- **Exercise directions**: Using the listing below, report all lines holding the word "code".
>> Start
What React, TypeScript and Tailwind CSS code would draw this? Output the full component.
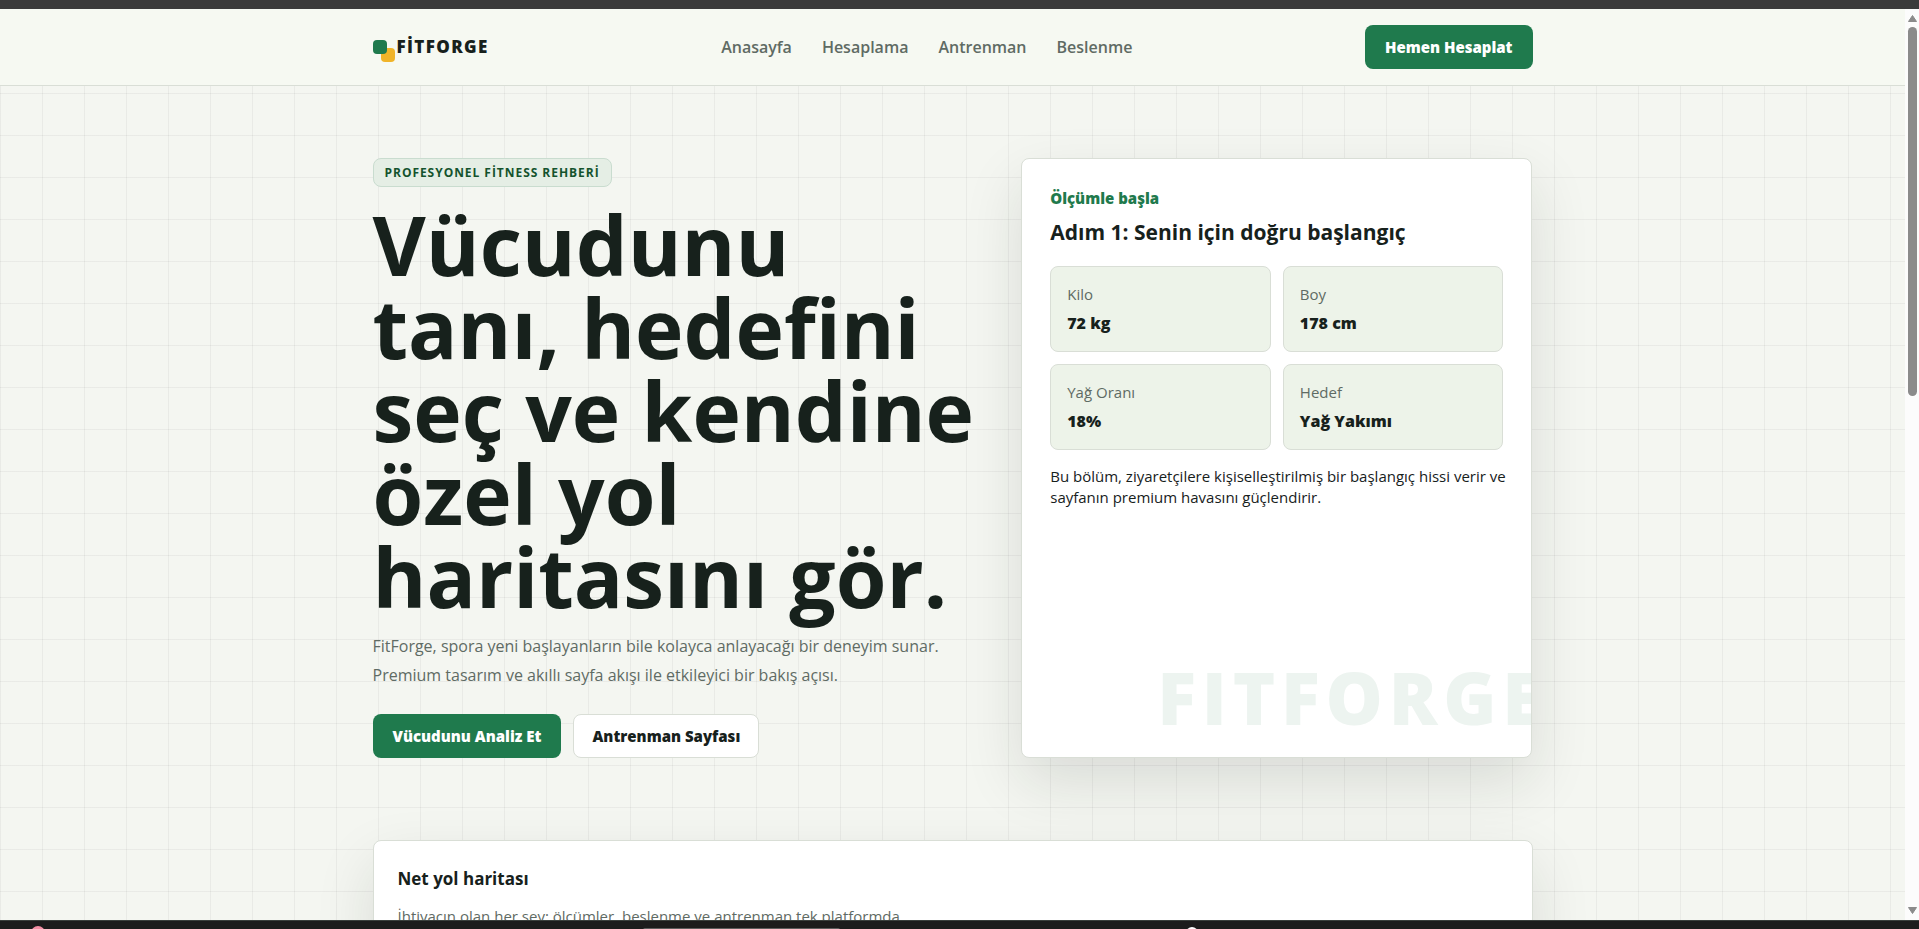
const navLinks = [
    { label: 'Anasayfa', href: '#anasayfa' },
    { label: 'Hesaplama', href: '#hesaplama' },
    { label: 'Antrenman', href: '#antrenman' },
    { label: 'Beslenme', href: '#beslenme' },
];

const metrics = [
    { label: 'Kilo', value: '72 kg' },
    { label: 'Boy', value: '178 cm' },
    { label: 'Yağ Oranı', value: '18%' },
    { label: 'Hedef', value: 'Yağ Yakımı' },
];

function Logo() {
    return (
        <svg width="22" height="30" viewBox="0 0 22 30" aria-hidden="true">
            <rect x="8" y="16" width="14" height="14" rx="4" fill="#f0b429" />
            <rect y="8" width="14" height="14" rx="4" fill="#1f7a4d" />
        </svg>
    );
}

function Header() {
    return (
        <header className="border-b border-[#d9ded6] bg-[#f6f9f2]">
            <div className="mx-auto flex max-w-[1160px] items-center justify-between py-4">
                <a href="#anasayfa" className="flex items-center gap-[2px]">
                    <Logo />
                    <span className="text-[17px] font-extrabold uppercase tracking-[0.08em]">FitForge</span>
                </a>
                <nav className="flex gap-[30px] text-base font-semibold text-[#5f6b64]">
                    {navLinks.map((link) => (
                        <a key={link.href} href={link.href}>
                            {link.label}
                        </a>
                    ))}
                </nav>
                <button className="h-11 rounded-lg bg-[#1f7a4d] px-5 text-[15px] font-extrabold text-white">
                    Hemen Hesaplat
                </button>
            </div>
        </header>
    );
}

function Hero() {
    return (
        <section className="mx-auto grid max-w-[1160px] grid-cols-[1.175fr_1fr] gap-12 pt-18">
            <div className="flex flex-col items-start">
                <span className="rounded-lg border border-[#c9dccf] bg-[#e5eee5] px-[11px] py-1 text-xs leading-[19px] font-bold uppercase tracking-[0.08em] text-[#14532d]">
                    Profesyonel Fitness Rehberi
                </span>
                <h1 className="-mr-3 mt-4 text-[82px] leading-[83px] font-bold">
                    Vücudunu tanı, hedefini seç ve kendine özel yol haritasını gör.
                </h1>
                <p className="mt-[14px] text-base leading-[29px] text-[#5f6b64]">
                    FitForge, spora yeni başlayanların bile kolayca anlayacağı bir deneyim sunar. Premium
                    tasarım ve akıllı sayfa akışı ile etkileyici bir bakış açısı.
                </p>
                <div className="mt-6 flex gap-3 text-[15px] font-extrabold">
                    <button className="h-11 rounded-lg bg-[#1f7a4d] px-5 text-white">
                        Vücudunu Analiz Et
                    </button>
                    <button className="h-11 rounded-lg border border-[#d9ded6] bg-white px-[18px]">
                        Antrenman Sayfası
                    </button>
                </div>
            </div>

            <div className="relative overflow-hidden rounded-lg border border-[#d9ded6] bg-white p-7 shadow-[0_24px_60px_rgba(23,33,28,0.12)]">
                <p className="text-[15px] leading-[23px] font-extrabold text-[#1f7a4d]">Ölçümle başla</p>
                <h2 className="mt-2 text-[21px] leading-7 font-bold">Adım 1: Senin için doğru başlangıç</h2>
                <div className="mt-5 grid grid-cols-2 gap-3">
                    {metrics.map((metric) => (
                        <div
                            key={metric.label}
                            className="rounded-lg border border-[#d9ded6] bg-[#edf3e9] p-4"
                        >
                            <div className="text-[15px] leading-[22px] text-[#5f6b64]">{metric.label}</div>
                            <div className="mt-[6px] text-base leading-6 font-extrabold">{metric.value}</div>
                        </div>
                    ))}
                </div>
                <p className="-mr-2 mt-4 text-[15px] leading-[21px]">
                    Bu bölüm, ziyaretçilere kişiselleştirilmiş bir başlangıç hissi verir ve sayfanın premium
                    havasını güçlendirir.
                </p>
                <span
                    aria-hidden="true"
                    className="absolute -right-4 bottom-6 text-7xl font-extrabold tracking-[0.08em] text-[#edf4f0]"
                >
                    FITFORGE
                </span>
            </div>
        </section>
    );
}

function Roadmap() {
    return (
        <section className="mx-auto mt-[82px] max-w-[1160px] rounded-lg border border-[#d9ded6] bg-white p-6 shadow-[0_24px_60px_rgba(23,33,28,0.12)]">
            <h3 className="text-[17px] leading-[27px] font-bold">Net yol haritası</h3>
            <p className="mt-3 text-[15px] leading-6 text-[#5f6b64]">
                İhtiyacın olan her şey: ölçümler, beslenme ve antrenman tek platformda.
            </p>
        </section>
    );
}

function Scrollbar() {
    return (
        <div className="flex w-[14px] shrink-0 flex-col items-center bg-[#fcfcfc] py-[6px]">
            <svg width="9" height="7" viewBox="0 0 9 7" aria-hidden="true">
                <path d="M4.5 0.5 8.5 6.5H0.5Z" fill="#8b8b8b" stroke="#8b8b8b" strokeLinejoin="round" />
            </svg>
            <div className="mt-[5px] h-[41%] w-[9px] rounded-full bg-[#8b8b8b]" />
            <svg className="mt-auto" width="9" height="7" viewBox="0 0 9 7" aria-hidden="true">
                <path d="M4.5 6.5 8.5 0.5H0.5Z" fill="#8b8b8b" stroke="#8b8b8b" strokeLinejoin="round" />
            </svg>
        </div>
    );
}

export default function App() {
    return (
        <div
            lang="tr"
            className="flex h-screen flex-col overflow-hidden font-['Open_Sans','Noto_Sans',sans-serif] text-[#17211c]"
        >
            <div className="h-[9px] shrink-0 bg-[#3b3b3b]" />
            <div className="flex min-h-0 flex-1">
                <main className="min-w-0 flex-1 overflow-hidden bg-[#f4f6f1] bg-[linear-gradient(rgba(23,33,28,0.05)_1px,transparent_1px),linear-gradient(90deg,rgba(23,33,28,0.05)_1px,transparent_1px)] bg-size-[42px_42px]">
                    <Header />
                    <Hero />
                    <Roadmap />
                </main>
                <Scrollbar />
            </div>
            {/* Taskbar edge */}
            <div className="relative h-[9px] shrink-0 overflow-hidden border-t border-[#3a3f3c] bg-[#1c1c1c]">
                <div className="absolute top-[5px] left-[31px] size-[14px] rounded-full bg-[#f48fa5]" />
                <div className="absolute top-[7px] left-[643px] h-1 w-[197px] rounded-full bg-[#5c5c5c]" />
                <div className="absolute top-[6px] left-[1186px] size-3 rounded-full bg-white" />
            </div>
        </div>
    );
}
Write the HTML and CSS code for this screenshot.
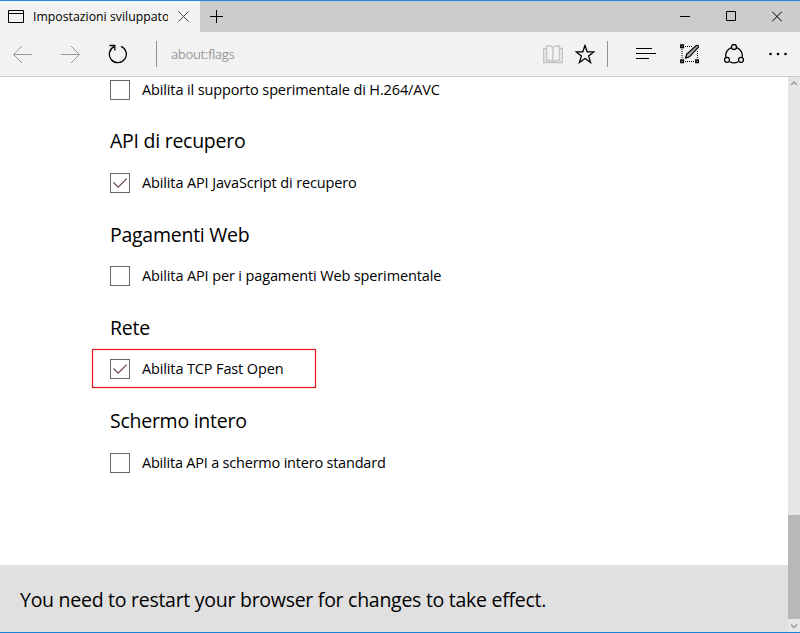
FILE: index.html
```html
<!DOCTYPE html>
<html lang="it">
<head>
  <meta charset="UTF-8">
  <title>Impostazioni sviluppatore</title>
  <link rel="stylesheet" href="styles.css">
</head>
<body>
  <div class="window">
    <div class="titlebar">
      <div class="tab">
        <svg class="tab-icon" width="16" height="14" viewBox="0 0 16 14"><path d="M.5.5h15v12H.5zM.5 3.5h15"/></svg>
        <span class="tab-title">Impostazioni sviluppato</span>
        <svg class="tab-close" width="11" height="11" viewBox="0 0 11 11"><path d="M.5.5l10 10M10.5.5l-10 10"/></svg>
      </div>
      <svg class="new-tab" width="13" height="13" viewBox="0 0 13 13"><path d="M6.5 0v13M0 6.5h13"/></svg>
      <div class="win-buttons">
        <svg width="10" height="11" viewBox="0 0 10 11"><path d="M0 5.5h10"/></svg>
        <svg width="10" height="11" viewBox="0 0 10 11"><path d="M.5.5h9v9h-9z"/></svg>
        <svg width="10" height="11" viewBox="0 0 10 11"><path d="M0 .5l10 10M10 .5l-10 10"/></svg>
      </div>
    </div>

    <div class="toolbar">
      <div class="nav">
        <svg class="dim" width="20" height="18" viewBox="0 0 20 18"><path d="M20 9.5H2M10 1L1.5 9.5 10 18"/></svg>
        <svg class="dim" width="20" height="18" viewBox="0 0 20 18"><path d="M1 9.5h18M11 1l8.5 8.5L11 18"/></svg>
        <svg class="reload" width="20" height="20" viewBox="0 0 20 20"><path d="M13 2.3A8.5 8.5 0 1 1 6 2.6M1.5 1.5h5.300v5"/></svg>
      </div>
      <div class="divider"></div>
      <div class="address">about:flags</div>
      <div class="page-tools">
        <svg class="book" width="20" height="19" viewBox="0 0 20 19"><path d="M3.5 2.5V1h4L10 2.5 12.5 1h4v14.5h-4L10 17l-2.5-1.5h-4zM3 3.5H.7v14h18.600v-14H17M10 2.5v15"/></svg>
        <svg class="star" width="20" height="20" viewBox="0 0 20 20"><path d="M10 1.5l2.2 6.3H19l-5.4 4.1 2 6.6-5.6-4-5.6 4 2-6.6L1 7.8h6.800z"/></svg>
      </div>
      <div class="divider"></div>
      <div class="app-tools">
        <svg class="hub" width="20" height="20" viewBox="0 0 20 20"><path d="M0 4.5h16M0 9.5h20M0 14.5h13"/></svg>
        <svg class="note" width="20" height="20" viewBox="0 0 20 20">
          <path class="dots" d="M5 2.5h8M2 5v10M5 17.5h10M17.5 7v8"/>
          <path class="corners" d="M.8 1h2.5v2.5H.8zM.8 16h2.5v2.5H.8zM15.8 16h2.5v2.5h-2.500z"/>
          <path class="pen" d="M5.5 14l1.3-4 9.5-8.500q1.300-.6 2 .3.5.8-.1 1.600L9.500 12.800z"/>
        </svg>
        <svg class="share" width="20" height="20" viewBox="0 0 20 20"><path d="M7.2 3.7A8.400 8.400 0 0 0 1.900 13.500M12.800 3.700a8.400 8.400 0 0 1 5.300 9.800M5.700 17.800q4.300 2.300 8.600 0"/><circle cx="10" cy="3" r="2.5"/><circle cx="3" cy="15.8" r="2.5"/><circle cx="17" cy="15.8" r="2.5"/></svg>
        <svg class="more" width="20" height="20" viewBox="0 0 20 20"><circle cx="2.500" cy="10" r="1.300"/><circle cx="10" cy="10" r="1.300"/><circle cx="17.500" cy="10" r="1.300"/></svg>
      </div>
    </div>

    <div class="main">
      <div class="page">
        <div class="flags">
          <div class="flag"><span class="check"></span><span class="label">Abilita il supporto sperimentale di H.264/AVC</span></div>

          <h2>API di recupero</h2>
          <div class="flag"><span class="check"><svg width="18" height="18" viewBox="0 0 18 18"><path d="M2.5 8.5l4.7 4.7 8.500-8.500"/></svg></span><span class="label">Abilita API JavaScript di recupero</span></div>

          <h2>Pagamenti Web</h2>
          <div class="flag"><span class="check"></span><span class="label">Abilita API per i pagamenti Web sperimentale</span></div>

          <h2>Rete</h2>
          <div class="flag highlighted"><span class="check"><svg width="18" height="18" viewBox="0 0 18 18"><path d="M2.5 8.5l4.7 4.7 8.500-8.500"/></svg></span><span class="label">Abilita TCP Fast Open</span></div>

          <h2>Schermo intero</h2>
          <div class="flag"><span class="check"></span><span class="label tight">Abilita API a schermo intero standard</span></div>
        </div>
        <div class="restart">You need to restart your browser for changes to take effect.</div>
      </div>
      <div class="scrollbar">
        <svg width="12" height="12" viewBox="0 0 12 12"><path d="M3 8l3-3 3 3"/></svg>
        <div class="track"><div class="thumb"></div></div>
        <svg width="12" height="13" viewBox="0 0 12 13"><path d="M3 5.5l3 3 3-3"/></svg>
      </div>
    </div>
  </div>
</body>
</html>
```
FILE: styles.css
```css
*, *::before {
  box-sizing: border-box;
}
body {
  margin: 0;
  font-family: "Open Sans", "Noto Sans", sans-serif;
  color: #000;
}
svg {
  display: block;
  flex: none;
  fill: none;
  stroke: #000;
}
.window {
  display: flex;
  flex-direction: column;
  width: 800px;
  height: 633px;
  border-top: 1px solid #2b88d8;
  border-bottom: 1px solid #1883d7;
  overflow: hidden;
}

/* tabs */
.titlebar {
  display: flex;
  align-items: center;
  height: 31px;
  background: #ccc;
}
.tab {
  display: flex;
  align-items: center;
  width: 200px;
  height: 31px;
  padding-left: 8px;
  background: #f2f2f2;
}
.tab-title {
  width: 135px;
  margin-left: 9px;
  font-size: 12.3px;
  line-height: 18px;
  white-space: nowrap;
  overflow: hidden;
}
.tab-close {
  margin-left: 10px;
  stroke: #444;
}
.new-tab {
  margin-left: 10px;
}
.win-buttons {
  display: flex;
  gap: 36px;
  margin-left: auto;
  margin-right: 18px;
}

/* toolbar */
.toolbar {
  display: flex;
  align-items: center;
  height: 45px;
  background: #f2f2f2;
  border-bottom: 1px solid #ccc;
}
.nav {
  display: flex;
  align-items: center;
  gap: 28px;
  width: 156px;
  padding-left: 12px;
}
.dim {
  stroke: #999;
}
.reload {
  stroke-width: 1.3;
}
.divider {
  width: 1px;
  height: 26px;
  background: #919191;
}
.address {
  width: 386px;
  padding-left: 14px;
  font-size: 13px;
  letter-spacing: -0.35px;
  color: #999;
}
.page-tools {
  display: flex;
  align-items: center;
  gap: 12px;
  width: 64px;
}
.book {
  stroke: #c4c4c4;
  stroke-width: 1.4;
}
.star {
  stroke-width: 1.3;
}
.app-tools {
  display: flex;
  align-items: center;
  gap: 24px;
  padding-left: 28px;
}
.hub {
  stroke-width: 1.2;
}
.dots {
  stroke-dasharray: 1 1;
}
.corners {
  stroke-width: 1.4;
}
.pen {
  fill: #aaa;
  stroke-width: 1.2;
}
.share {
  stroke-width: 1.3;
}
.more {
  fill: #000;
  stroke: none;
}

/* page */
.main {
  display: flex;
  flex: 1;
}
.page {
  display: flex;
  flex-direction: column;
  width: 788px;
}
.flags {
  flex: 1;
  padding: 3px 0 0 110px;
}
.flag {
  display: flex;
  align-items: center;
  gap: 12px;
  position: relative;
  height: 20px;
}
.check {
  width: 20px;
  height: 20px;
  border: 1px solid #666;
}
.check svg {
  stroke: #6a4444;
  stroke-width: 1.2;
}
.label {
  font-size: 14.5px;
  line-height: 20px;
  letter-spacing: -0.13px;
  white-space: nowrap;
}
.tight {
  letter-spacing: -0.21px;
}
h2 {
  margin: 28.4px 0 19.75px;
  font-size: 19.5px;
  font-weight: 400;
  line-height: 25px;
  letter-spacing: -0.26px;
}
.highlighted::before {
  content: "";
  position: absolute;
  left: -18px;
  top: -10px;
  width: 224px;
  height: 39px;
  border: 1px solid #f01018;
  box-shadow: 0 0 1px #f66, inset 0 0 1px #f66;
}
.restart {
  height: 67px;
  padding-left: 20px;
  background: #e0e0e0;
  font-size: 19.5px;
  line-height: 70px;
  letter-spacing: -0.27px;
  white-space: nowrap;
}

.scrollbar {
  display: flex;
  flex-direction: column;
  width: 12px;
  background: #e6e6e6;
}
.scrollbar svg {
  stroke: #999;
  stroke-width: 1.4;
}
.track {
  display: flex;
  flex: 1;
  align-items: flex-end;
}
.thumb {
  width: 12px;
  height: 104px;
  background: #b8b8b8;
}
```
>> End
- **Solved problem**:
What React, TypeScript and Tailwind CSS code would draw this? Output the full component.
Write the HTML and CSS code for this screenshot.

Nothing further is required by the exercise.